======== RECORDS FOR THIS TASK ========
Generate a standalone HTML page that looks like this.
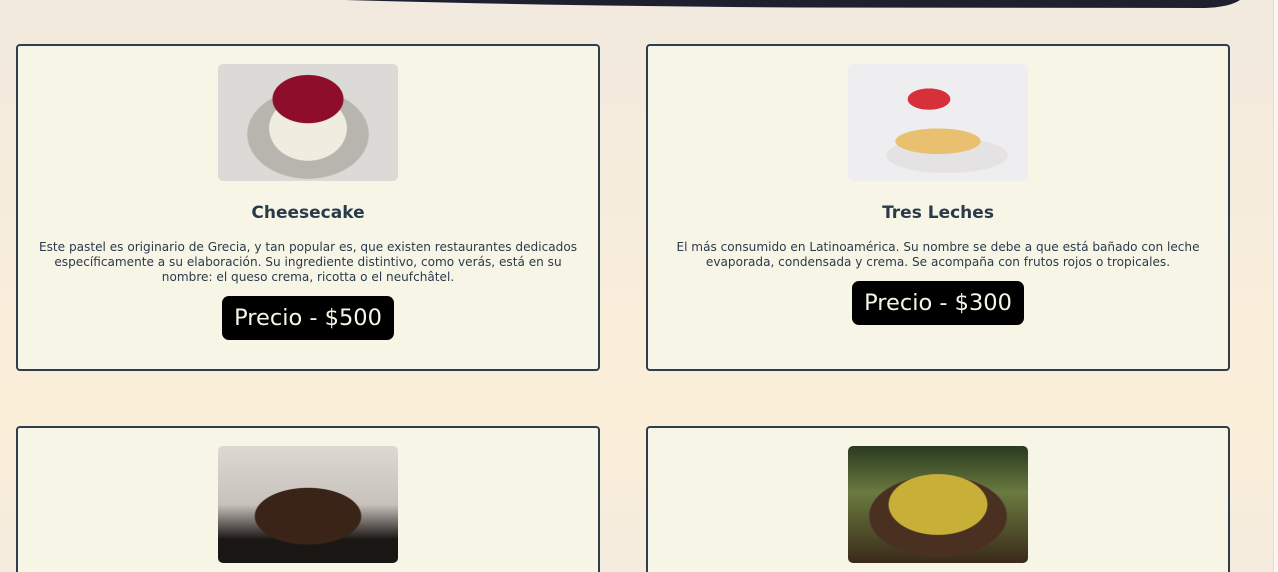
<!DOCTYPE html>
<html><head><meta charset="utf-8"><style>
html,body{margin:0;padding:0;width:1278px;height:572px;overflow:hidden}
body{background:linear-gradient(#f2eadf 0px,#fbefd9 420px,#f4ebde 572px);font-family:"DejaVu Sans","Liberation Sans",sans-serif;position:relative}
.top{position:absolute;left:0;top:0}
.sb{position:absolute;right:0;top:0;width:4px;height:572px;background:#fbf7f0;border-left:1px solid #e0dcd4}
.card{position:absolute;width:580px;height:323px;border:2px solid #2f3e4e;border-radius:4px;background:#f7f6e6;text-align:center;color:#2b3a4b}
.img{width:180px;height:117px;margin:18px auto 0;border-radius:5px}
h2{font-size:17px;margin:21px 0 0;line-height:22px}
p{font-size:12.1px;line-height:15px;margin:16px 18px 0}
.btn{display:inline-block;background:#000;color:#f7f6e6;font-size:22.5px;line-height:44px;height:44px;padding:0 12px;border-radius:7px;margin-top:11px}
</style></head><body>
<svg class="top" width="1278" height="12"><path d="M345 0 Q560 6 800 7.5 L1205 8 Q1230 7 1240 0 Z" fill="#1e2030"/></svg>
<div class="sb"></div>
<div class="card" style="left:16px;top:44px">
<div class="img" style="background:radial-gradient(ellipse 50px 34px at 50% 30%,#8e0d2a 70%,transparent 72%),radial-gradient(ellipse 48px 40px at 50% 55%,#f1ece0 80%,transparent 82%),radial-gradient(ellipse 75px 55px at 50% 60%,#b8b4ae 80%,transparent 82%),#dcdad6"></div>
<h2>Cheesecake</h2>
<p>Este pastel es originario de Grecia, y tan popular es, que existen restaurantes dedicados específicamente a su elaboración. Su ingrediente distintivo, como verás, está en su nombre: el queso crema, ricotta o el neufchâtel.</p>
<div class="btn">Precio - $500</div>
</div>
<div class="card" style="left:646px;top:44px">
<div class="img" style="background:radial-gradient(ellipse 60px 18px at 50% 66%,#e8c070 70%,transparent 72%),radial-gradient(ellipse 75px 22px at 55% 78%,#e4e2e2 80%,transparent 82%),radial-gradient(ellipse 30px 15px at 45% 30%,#d8303a 70%,transparent 72%),#eeeef0"></div>
<h2>Tres Leches</h2>
<p>El más consumido en Latinoamérica. Su nombre se debe a que está bañado con leche evaporada, condensada y crema. Se acompaña con frutos rojos o tropicales.</p>
<div class="btn">Precio - $300</div>
</div>
<div class="card" style="left:16px;top:426px">
<div class="img" style="background:radial-gradient(ellipse 75px 40px at 50% 60%,#3a2418 70%,transparent 72%),linear-gradient(#ddd8d2,#c8c2bc 50%,#1a1614 80%)"></div>
</div>
<div class="card" style="left:646px;top:426px">
<div class="img" style="background:radial-gradient(ellipse 65px 40px at 50% 50%,#c8b038 75%,transparent 77%),radial-gradient(ellipse 85px 50px at 50% 60%,#4a3020 80%,transparent 82%),linear-gradient(#2a3a20,#6a7a40 40%,#3a2a1a)"></div>
</div>
</body></html>
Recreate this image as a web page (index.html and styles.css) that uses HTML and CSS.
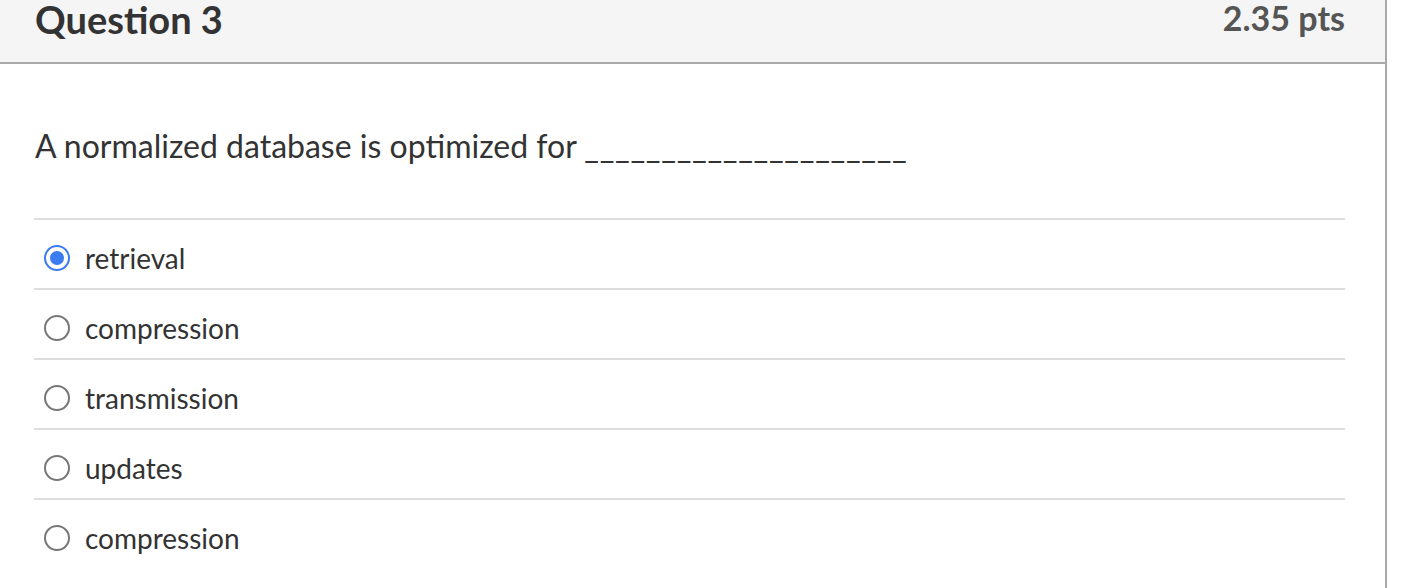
FILE: index.html
```html
<!DOCTYPE html>
<html>
<head>
<meta charset="utf-8">
<link rel="stylesheet" href="styles.css">
</head>
<body>
<div class="card">
  <div class="header">
    <span class="title">Question 3</span>
    <span class="pts">2.35 pts</span>
  </div>
  <div class="body">
    <p class="question">A normalized database is optimized for <span class="blank">_____________________</span></p>
    <div class="answers">
      <label class="answer"><span class="radio checked"></span><span class="label">retrieval</span></label>
      <label class="answer"><span class="radio"></span><span class="label">compression</span></label>
      <label class="answer"><span class="radio"></span><span class="label">transmission</span></label>
      <label class="answer"><span class="radio"></span><span class="label">updates</span></label>
      <label class="answer"><span class="radio"></span><span class="label">compression</span></label>
    </div>
  </div>
</div>
</body>
</html>
```
FILE: styles.css
```css
html, body {
  margin: 0;
  padding: 0;
  background: #fff;
  font-family: Lato, "Helvetica Neue", Arial, sans-serif;
  color: #333;
}
.card {
  width: 1385px;
  border-right: 2px solid #aaa;
  min-height: 588px;
}
.header {
  height: 62px;
  background: #f5f5f5;
  border-bottom: 2px solid #aaa;
  display: flex;
  justify-content: space-between;
  align-items: flex-start;
  padding: 0 40px 0 35px;
  box-sizing: content-box;
}
.title {
  font-size: 38px;
  font-weight: 700;
  color: #333;
  line-height: 1;
}
.pts {
  font-size: 34px;
  font-weight: 700;
  color: #555;
  line-height: 1;
  padding-top: 1px;
}
.body {
  padding: 0 40px 0 34px;
}
.question {
  margin: 0;
  padding: 64px 0 0 1px;
  font-size: 32px;
  line-height: 36px;
  height: 90px;
  box-sizing: content-box;
}
.blank {
  letter-spacing: 0.7px;
}
.answers {
  display: flex;
  flex-direction: column;
}
.answer {
  display: flex;
  align-items: center;
  height: 60px;
  padding-top: 8px;
  border-top: 2px solid #ddd;
  padding-left: 10px;
}
.radio {
  width: 26px;
  height: 26px;
  box-sizing: border-box;
  border: 2px solid #777;
  border-radius: 50%;
  flex: none;
  position: relative;
}
.radio.checked {
  border-color: #3b7cf0;
}
.radio.checked::after {
  content: "";
  position: absolute;
  left: 4px;
  top: 4px;
  width: 14px;
  height: 14px;
  border-radius: 50%;
  background: #3b7cf0;
}
.label {
  margin-left: 15px;
  font-size: 28px;
  color: #333;
}
```
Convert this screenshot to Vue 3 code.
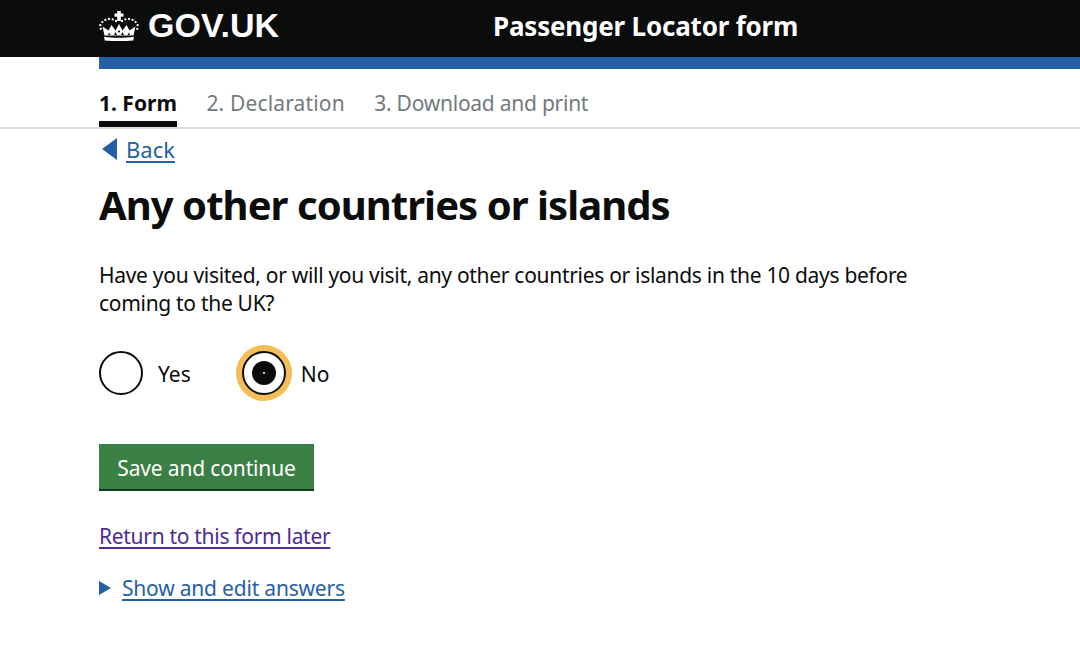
<template>
  <div class="page">
    <header class="topbar">
      <div class="topbar__inner">
        <a class="logo">
          <svg class="logo__crown" viewBox="0 0 40 30" width="40" height="30">
            <g fill="#fff">
              <rect x="18.200" y="0" width="3.600" height="10" />
              <rect x="15.500" y="2.500" width="9" height="3.200" />
              <path d="M5.500 24.500 3.500 15.500l6 4 3-5.500 4 5.500 3.500-6.500 3.500 6.500 4-5.500 3 5.500 6-4-2 9z" />
              <path d="M5 25.800c4.500.8 9.500 1 15 1s10.500-.2 15-1l-.8 3.700c-4 .4-9 .5-14.200.5s-10.200-.1-14.200-.5z" />
            </g>
            <g fill="#0b0c0c">
              <path d="M9 24l1-2.500 1.500 2.500zM15 24l1.500-3 1.500 3zM22 24l1.500-3 1.500 3zM28.500 24l1.500-2.500 1 2.500z" />
              <circle cx="20" cy="20.500" r="1.100" />
            </g>
            <g fill="none" stroke="#fff" stroke-width="2.300" stroke-linecap="round" stroke-dasharray="0 3.700">
              <path d="M17 10C12 6.500 5 7.500 1.500 13.500 1 16 1.500 18 3 20" />
              <path d="M23 10c5-3.500 12-2.500 15.500 3.500.5 2.500 0 4.500-1.500 6.500" />
            </g>
          </svg>
          <span class="logo__text">GOV.UK</span>
        </a>
        <span class="service">Passenger Locator form</span>
      </div>
    </header>
    <div class="bluebar"></div>

    <nav class="steps">
      <span
        v-for="step in steps"
        :key="step.id"
        class="steps__item"
        :class="{ 'steps__item--active': step.id === 1 }"
      >{{ step.id }}. {{ step.title }}</span>
    </nav>

    <main class="content">
      <a class="back">
        <span class="back__arrow"></span>
        <span class="link">Back</span>
      </a>
      <h1 class="title">Any other countries or islands</h1>
      <p class="question">
        Have you visited, or will you visit, any other countries or islands in the 10 days before
        coming to the UK?
      </p>

      <div class="radios">
        <label class="radio">
          <span class="radio__circle"></span>
          <span class="radio__label">Yes</span>
        </label>
        <label class="radio radio--checked">
          <span class="radio__circle"><span class="radio__dot"></span></span>
          <span class="radio__label">No</span>
        </label>
      </div>

      <button type="button" class="save">Save and continue</button>

      <a class="link link--visited later">Return to this form later</a>

      <div class="answers">
        <span class="answers__arrow"></span>
        <a class="link">Show and edit answers</a>
      </div>
    </main>
  </div>
</template>

<script setup>
const steps = [
  { id: 1, title: 'Form' },
  { id: 2, title: 'Declaration' },
  { id: 3, title: 'Download and print' }
];
</script>

<style>
html,
body {
  margin: 0;
  background: #fff;
}
</style>

<style scoped>
.page {
  width: 1080px;
  height: 648px;
  overflow: hidden;
  font-family: "Noto Sans", "Liberation Sans", sans-serif;
  color: #0b0c0c;
}

.topbar {
  height: 57px;
  background: #0b0c0c;
  color: #fff;
}

.topbar__inner {
  display: flex;
  align-items: center;
  height: 51px;
  padding-left: 99px;
}

.logo {
  display: flex;
  align-items: center;
  gap: 9px;
}

.logo__text {
  font-family: "Liberation Sans", Arial, sans-serif;
  font-size: 34px;
  font-weight: 700;
}

.service {
  margin-left: 214px;
  font-size: 26px;
  font-weight: 700;
  letter-spacing: -0.2px;
}

.bluebar {
  height: 12px;
  margin-left: 99px;
  background: #2460a6;
}

.steps {
  display: flex;
  gap: 29.5px;
  height: 60px;
  box-sizing: border-box;
  padding-left: 99px;
  border-bottom: 2px solid #dcdcdc;
}

.steps__item {
  height: 58px;
  box-sizing: border-box;
  padding-top: 19px;
  font-size: 21px;
  line-height: 30px;
  color: #737a7d;
  letter-spacing: 0.15px;
}

.steps__item:nth-child(3) {
  letter-spacing: -0.25px;
}

.steps__item--active {
  font-weight: 700;
  color: #0b0c0c;
  letter-spacing: 0;
  border-bottom: 6px solid #0b0c0c;
}

.content {
  padding-left: 99px;
}

.back {
  display: flex;
  align-items: center;
  height: 40px;
  font-size: 22px;
}

.back__arrow {
  width: 0;
  height: 0;
  margin: 0 9px 0 3px;
  border-top: 11px solid transparent;
  border-bottom: 11px solid transparent;
  border-right: 15px solid #2460a6;
}

.link {
  color: #2460a6;
  text-decoration: underline;
  text-decoration-thickness: 2px;
  text-underline-offset: 3px;
}

.link--visited {
  color: #4c2c92;
}

.title {
  margin: 11px 0 0;
  font-size: 40px;
  line-height: 50px;
  font-weight: 700;
  letter-spacing: -0.95px;
}

.question {
  width: 830px;
  margin: 31px 0 0;
  font-size: 21px;
  line-height: 28px;
  letter-spacing: -0.3px;
}

.radios {
  display: flex;
  gap: 51px;
  align-items: center;
  margin-top: 27px;
  height: 58px;
}

.radio {
  display: flex;
  align-items: center;
  gap: 15px;
  font-size: 21px;
}

.radio__label {
  padding-top: 1px;
}

.radio__circle {
  display: flex;
  align-items: center;
  justify-content: center;
  width: 44px;
  height: 44px;
  box-sizing: border-box;
  border: 2px solid #0b0c0c;
  border-radius: 50%;
  background: #fff;
}

.radio--checked .radio__circle {
  box-shadow: 0 0 0 6px #f5bd58;
}

.radio__dot {
  position: relative;
  width: 24px;
  height: 24px;
  border-radius: 50%;
  background: #0b0c0c;
}

.radio__dot::after {
  content: "";
  position: absolute;
  left: 11px;
  top: 11px;
  width: 2px;
  height: 2px;
  border-radius: 50%;
  background: #fff;
}

.save {
  display: block;
  width: 215px;
  height: 47px;
  margin-top: 42px;
  padding: 2px 0 0;
  border: 0;
  border-bottom: 2px solid #0f3a1d;
  background: #3a8044;
  color: #fff;
  font-family: inherit;
  font-size: 21px;
  letter-spacing: -0.15px;
}

.later {
  display: block;
  width: fit-content;
  margin-top: 30px;
  font-size: 21px;
  line-height: 30px;
  letter-spacing: -0.3px;
}

.answers {
  display: flex;
  align-items: center;
  gap: 11px;
  margin-top: 22px;
  font-size: 21px;
  line-height: 30px;
  letter-spacing: -0.2px;
}

.answers__arrow {
  width: 0;
  height: 0;
  border-top: 7px solid transparent;
  border-bottom: 7px solid transparent;
  border-left: 12px solid #2460a6;
}
</style>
========
▶ PROBLEM DETAILS
From the data above, copy out every line with the string "that" in it.

▶ THE REPLY
Generate a standalone HTML page that looks like this.
Recreate this image as a web page (index.html and styles.css) that uses HTML and CSS.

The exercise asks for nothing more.